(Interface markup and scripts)
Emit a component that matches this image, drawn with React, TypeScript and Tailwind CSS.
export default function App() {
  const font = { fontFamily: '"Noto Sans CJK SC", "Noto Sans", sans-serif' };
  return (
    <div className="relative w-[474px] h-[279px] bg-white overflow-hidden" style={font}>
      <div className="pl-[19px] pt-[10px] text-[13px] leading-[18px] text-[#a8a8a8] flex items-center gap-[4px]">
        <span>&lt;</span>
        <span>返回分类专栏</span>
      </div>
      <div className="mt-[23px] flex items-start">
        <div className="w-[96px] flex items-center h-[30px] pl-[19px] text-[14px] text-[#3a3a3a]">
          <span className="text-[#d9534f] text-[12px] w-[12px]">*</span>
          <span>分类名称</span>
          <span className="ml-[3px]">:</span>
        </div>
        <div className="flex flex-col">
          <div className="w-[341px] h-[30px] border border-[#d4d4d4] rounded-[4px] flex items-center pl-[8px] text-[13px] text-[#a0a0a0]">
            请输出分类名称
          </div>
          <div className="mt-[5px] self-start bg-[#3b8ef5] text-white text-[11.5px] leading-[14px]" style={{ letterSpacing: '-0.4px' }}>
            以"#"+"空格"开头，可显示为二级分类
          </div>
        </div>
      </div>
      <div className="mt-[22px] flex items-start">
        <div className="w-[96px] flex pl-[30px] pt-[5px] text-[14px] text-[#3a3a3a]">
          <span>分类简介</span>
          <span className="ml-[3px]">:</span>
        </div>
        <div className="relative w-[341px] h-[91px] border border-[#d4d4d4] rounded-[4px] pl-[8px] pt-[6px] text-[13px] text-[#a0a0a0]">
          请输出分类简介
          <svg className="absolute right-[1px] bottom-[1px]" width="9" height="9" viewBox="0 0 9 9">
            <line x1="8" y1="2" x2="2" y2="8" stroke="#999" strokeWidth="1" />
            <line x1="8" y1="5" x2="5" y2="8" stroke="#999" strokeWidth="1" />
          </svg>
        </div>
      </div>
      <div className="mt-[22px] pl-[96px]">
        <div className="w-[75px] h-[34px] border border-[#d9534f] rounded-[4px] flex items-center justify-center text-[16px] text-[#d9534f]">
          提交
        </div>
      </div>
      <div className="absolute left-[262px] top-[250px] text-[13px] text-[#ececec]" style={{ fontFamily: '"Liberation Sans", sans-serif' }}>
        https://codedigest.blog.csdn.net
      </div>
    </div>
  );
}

--

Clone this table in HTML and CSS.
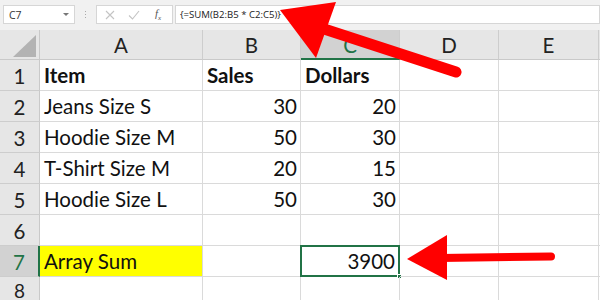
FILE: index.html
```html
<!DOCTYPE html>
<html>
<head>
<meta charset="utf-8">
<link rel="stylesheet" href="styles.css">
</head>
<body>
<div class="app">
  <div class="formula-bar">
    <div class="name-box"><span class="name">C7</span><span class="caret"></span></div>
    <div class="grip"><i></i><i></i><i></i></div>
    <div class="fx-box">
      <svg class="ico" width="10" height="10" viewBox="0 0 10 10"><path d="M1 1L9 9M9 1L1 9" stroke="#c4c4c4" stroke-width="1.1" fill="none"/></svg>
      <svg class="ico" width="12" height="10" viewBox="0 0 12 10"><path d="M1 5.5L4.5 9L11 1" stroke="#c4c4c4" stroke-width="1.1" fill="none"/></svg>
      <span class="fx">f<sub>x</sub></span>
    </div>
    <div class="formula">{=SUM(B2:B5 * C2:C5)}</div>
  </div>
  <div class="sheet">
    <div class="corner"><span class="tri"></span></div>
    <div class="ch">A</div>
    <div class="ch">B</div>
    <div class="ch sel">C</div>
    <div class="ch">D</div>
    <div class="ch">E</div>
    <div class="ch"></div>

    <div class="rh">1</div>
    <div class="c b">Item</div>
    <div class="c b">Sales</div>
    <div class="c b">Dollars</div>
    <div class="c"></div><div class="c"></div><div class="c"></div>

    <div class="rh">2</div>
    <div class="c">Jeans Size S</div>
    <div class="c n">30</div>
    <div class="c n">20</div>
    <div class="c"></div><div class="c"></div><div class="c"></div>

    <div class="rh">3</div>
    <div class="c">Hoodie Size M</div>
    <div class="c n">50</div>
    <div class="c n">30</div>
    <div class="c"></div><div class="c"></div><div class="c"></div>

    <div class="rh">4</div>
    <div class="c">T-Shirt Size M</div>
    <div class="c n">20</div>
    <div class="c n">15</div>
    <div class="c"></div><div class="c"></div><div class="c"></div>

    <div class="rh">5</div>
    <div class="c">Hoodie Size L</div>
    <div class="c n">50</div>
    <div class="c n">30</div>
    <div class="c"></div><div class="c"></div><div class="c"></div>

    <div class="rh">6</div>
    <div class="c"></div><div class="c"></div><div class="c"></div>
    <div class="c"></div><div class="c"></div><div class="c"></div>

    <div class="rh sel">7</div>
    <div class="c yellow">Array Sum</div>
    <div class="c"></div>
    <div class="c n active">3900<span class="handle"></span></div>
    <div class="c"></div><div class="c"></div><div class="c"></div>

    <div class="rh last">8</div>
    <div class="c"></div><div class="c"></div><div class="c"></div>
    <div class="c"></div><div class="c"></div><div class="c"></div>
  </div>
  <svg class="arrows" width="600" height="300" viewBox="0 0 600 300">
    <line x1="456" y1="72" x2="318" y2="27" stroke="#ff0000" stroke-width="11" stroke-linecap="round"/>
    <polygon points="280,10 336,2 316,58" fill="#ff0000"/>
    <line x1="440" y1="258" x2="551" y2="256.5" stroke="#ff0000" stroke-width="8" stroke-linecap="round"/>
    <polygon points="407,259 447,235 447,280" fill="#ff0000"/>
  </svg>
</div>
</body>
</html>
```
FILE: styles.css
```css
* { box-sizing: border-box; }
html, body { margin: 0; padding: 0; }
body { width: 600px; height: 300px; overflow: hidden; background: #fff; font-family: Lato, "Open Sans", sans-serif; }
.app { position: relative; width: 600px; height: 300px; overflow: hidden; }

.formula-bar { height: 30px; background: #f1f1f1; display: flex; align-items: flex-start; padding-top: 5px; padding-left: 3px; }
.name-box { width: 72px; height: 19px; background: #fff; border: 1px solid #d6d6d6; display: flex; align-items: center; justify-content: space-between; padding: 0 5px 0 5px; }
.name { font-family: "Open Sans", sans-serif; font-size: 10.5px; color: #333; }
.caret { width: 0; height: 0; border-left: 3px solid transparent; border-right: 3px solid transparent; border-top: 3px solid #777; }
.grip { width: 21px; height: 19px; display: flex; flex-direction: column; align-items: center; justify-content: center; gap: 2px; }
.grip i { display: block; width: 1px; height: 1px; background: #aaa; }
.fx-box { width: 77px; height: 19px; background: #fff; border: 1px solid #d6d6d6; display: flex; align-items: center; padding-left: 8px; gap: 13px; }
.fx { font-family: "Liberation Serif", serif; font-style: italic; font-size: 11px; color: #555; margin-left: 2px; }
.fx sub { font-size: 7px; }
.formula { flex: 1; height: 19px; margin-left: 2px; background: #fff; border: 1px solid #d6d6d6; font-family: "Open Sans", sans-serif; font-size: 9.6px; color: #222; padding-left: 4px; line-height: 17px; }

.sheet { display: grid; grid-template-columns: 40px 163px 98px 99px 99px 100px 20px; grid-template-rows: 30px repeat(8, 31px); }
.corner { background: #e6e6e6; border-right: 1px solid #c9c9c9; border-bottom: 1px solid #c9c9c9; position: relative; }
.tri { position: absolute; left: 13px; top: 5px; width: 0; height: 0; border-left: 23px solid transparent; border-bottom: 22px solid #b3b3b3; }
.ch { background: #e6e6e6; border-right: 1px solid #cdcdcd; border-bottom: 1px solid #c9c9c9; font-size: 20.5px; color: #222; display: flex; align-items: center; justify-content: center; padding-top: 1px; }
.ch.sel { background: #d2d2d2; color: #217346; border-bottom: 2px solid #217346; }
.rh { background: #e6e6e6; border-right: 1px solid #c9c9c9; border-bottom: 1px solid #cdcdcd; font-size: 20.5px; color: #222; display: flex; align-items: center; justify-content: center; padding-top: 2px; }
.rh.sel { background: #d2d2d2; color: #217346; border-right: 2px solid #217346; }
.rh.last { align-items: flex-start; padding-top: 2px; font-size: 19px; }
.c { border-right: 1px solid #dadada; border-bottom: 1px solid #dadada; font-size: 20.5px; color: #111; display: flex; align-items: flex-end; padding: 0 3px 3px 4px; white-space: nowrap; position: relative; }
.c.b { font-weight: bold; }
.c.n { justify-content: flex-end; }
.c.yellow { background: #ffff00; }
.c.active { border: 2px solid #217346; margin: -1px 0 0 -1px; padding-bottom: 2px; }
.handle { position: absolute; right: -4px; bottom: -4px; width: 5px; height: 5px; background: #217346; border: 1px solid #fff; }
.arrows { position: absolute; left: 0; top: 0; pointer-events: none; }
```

Written instruction | Where a line contains the string "this", extract that line.

Solution |
Emit a component that matches this image, drawn with React, TypeScript and Tailwind CSS.
Clone this table in HTML and CSS.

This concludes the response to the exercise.